15 The eyes of all look to you,
and you give them their food in due season.
16 You open your hand;
you satisfy the desire of every living thing.
17 The Lord is righteous in all his ways
and kind in all his works.
18 The Lord is near to all who call on him,
to all who call on him in truth.
19 He fulfills the desire of those who fear him;
he also hears their cry and saves them.
20 The Lord preserves all who love him,
but all the wicked he will destroy.

21 My mouth will speak the praise of the Lord,
and let all flesh bless his holy name forever and ever

Jesus Brings Us Peace With God

"He offers peace from God (Romans 1:7) to all who are the recipients of His grace. He makes peace with God (Romans 5:1) for those who surrender to Him in faith. And He brings the peace of God (Philippians 4:7) to those who walk with Him."

John MacArthur - God With Us, p. 22

Monday, January 03, 2011

Dependence On God

"I believe that one of the chief characteristics of our sinful nature, or 'flesh' as it is called in most Bible translations, is an attitude of independence toward God. Even when we know and agree that we are dependent on Him, we tend out of habit to act independently.... Undoubtedly, one of the reasons God allows us to fall before temptation so often is to teach us experientially that we really are dependent on Him to enable us to grow in holiness.
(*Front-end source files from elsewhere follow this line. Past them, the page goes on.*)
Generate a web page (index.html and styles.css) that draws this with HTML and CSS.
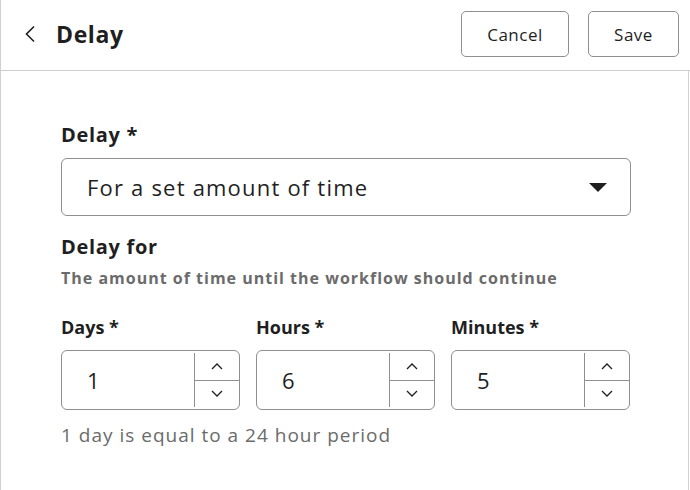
FILE: index.html
```html
<!DOCTYPE html>
<html lang="en">
<head>
<meta charset="utf-8">
<title>Delay</title>
<link rel="stylesheet" href="styles.css">
</head>
<body>
<div class="panel">
  <header class="header">
    <div class="title-group">
      <button class="back" aria-label="Back">
        <svg width="12" height="18" viewBox="0 0 12 18"><path d="M10 1.5 L2.5 9 L10 16.5" fill="none" stroke="#1f1f1f" stroke-width="1.6"/></svg>
      </button>
      <h1 class="title">Delay</h1>
    </div>
    <div class="actions">
      <button class="btn btn-cancel">Cancel</button>
      <button class="btn btn-save">Save</button>
    </div>
  </header>
  <main class="body">
    <form class="form">
      <div class="label label-lg">Delay *</div>
      <div class="select">
        <span class="select-text">For a set amount of time</span>
        <svg class="caret" width="18" height="9" viewBox="0 0 18 9"><path d="M0 0 H18 L9 9 Z" fill="#1f1f1f"/></svg>
      </div>
      <div class="label label-lg section">Delay for</div>
      <div class="desc">The amount of time until the workflow should continue</div>
      <div class="row">
        <div class="col">
          <div class="label">Days *</div>
          <div class="number">
            <span class="value">1</span>
            <div class="spin">
              <span class="spin-btn"><svg width="12" height="7" viewBox="0 0 12 7"><path d="M1 6 L6 1 L11 6" fill="none" stroke="#1f1f1f" stroke-width="1.3"/></svg></span>
              <span class="spin-btn"><svg width="12" height="7" viewBox="0 0 12 7"><path d="M1 1 L6 6 L11 1" fill="none" stroke="#1f1f1f" stroke-width="1.3"/></svg></span>
            </div>
          </div>
        </div>
        <div class="col">
          <div class="label">Hours *</div>
          <div class="number">
            <span class="value">6</span>
            <div class="spin">
              <span class="spin-btn"><svg width="12" height="7" viewBox="0 0 12 7"><path d="M1 6 L6 1 L11 6" fill="none" stroke="#1f1f1f" stroke-width="1.3"/></svg></span>
              <span class="spin-btn"><svg width="12" height="7" viewBox="0 0 12 7"><path d="M1 1 L6 6 L11 1" fill="none" stroke="#1f1f1f" stroke-width="1.3"/></svg></span>
            </div>
          </div>
        </div>
        <div class="col">
          <div class="label">Minutes *</div>
          <div class="number">
            <span class="value">5</span>
            <div class="spin">
              <span class="spin-btn"><svg width="12" height="7" viewBox="0 0 12 7"><path d="M1 6 L6 1 L11 6" fill="none" stroke="#1f1f1f" stroke-width="1.3"/></svg></span>
              <span class="spin-btn"><svg width="12" height="7" viewBox="0 0 12 7"><path d="M1 1 L6 6 L11 1" fill="none" stroke="#1f1f1f" stroke-width="1.3"/></svg></span>
            </div>
          </div>
        </div>
      </div>
      <div class="help">1 day is equal to a 24 hour period</div>
    </form>
  </main>
</div>
</body>
</html>
```

FILE: styles.css
```css
* { box-sizing: border-box; }
html, body {
  margin: 0;
  padding: 0;
  background: #ffffff;
}
body {
  font-family: "Open Sans", "Noto Sans", sans-serif;
  color: #1f1f1f;
  width: 690px;
  height: 490px;
  overflow: hidden;
}
.panel {
  border-left: 1px solid #cfcfcf;
  height: 490px;
  width: 690px;
}
.header {
  height: 71px;
  border-bottom: 1px solid #cfcfcf;
  display: flex;
  align-items: center;
  justify-content: space-between;
  padding: 0 11px 2px 23px;
}
.title-group {
  display: flex;
  align-items: center;
  gap: 19px;
}
.back {
  border: 0;
  background: none;
  padding: 0;
  display: flex;
  width: 13px;
}
.title {
  margin: 0;
  font-size: 23px;
  font-weight: 700;
  line-height: 30px;
  letter-spacing: 0.6px;
}
.actions {
  display: flex;
  gap: 19px;
}
.btn {
  height: 46px;
  border: 1px solid #8f8f8f;
  border-radius: 5px;
  background: #fff;
  font-family: inherit;
  font-size: 17px;
  letter-spacing: 0.5px;
  color: #1f1f1f;
  padding: 0;
}
.btn-cancel { width: 108px; }
.btn-save { width: 91px; }
.body {
  border-right: 1px solid #cfcfcf;
  width: 688px;
  height: 419px;
  padding: 52px 0 0 60px;
}
.form {
  width: 570px;
}
.label {
  font-size: 18px;
  font-weight: 700;
  line-height: 24px;
}
.label-lg {
  font-size: 20px;
  letter-spacing: 0.7px;
}
.select {
  margin-top: 11px;
  height: 58px;
  border: 1px solid #8f8f8f;
  border-radius: 6px;
  display: flex;
  align-items: center;
  justify-content: space-between;
  padding: 0 23px 0 25px;
}
.select-text {
  font-size: 22px;
  letter-spacing: 1.2px;
}
.section {
  margin-top: 19px;
}
.desc {
  margin-top: 9px;
  font-size: 16px;
  font-weight: 700;
  line-height: 20px;
  letter-spacing: 1px;
  color: #6b6b6b;
}
.row {
  margin-top: 27px;
  display: grid;
  grid-template-columns: repeat(3, 179px);
  column-gap: 16px;
}
.number {
  margin-top: 11px;
  height: 60px;
  border: 1px solid #8f8f8f;
  border-radius: 6px;
  display: flex;
  overflow: hidden;
}
.value {
  flex: 1;
  display: flex;
  align-items: center;
  padding-left: 25px;
  font-size: 22px;
}
.spin {
  width: 45px;
  border-left: 1px solid #8f8f8f;
  display: flex;
  flex-direction: column;
  margin: 2px 0;
}
.spin-btn {
  flex: 1;
  display: flex;
  align-items: center;
  justify-content: center;
}
.spin-btn + .spin-btn {
  border-top: 1px solid #8f8f8f;
}
.help {
  margin-top: 13px;
  font-size: 19px;
  line-height: 24px;
  letter-spacing: 1px;
  color: #6b6b6b;
}
```
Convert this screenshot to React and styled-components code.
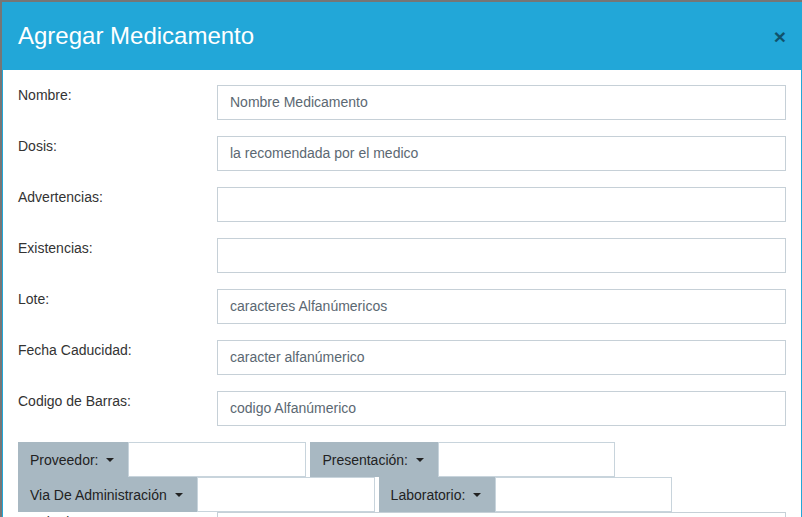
import React from 'react';
import styled, { createGlobalStyle } from 'styled-components';

const GlobalStyle = createGlobalStyle`
  html, body {
    margin: 0;
    padding: 0;
    overflow: hidden;
  }
  body {
    font-family: "Liberation Sans", Arial, sans-serif;
    font-size: 14px;
    color: #333;
  }
`;

const Backdrop = styled.div`
  height: 100vh;
  background: #767676;
  padding: 2px 0 0 2px;
  box-sizing: border-box;
  overflow: hidden;
`;

const Modal = styled.div`
  width: 800px;
  border: 1px solid #22a7d8;
  background: #fff;
  box-sizing: border-box;
`;

const Header = styled.div`
  height: 67px;
  background: #22a7d8;
  display: flex;
  align-items: center;
  justify-content: space-between;
  padding: 0 15px;
`;

const Title = styled.h4`
  margin: 0;
  font-size: 24px;
  font-weight: 400;
  line-height: 1.1;
  color: #fff;
`;

const Close = styled.button`
  background: none;
  border: 0;
  padding: 0;
  font-family: "Liberation Sans", Arial, sans-serif;
  font-size: 21px;
  font-weight: 700;
  line-height: 1;
  color: #000;
  opacity: 0.5;
  cursor: pointer;
`;

const Body = styled.div`
  padding: 15px 15px 0;
`;

const FormRow = styled.div`
  display: grid;
  grid-template-columns: 199px 1fr;
  margin-bottom: 16px;
`;

const Label = styled.label`
  font-size: 14px;
  line-height: 20px;
  color: #333;
`;

const Input = styled.input`
  height: 35px;
  box-sizing: border-box;
  border: 1px solid #c6d0d7;
  border-radius: 0;
  padding: 0 12px 2px;
  font-family: "Liberation Sans", Arial, sans-serif;
  font-size: 14px;
  color: #5b6872;
  outline: none;

  &::placeholder {
    color: #5b6872;
    opacity: 1;
  }
`;

const GroupRow = styled.div`
  display: flex;
  gap: 4px;
`;

const Group = styled.div`
  display: flex;
  height: 35px;
`;

const Addon = styled.span`
  display: flex;
  align-items: center;
  background: #a8b8c2;
  padding: 0 14px 0 12px;
  font-size: 14px;
  color: #222;
  white-space: pre;
`;

const Caret = styled.span`
  display: inline-block;
  margin-left: 4px;
  border-top: 4px solid #222;
  border-left: 4px solid transparent;
  border-right: 4px solid transparent;
`;

const GroupInput = styled(Input)`
  width: ${(p) => p.$w}px;
  border-color: #c8d4dc;
`;

const fields = [
  { label: 'Nombre:', placeholder: 'Nombre Medicamento' },
  { label: 'Dosis:', placeholder: 'la recomendada por el medico' },
  { label: 'Advertencias:', placeholder: '' },
  { label: 'Existencias:', placeholder: '' },
  { label: 'Lote:', placeholder: 'caracteres Alfanúmericos' },
  { label: 'Fecha Caducidad:', placeholder: 'caracter alfanúmerico' },
  { label: 'Codigo de Barras:', placeholder: 'codigo Alfanúmerico' },
];

const groups = [
  [
    { label: 'Proveedor:', w: 178 },
    { label: 'Presentación:', w: 177 },
  ],
  [
    { label: 'Via De Administración', w: 178 },
    { label: 'Laboratorio:', w: 177 },
  ],
];

export default function App() {
  return (
    <>
      <GlobalStyle />
      <Backdrop>
        <Modal>
          <Header>
            <Title>Agregar Medicamento</Title>
            <Close aria-label="Cerrar">×</Close>
          </Header>
          <Body>
            {fields.map((f) => (
              <FormRow key={f.label}>
                <Label>{f.label}</Label>
                <Input placeholder={f.placeholder} />
              </FormRow>
            ))}
            {groups.map((row, i) => (
              <GroupRow key={i}>
                {row.map((g) => (
                  <Group key={g.label}>
                    <Addon>
                      {g.label} <Caret />
                    </Addon>
                    <GroupInput $w={g.w} />
                  </Group>
                ))}
              </GroupRow>
            ))}
            <FormRow>
              <Label>Precio de Venta:</Label>
              <Input />
            </FormRow>
          </Body>
        </Modal>
      </Backdrop>
    </>
  );
}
One of the best ways, apart from those painful experiences of failure, to learn dependence is to develop the discipline of prayer. This forces us in a tangible way to acknowledge our dependence on the Holy Spirit. This is true because, for whatever else we may say about prayer, it is a recognition of our own helplessness and absolute dependence on God.

It is this admission of helplessness and dependence that is so repugnant to our sinful spirit of self-sufficiency. And if we are naturally prone by temperament to be disciplined, it is even more difficult to acknowledge that we are dependent on Christ and His Spirit instead of our own self-discipline."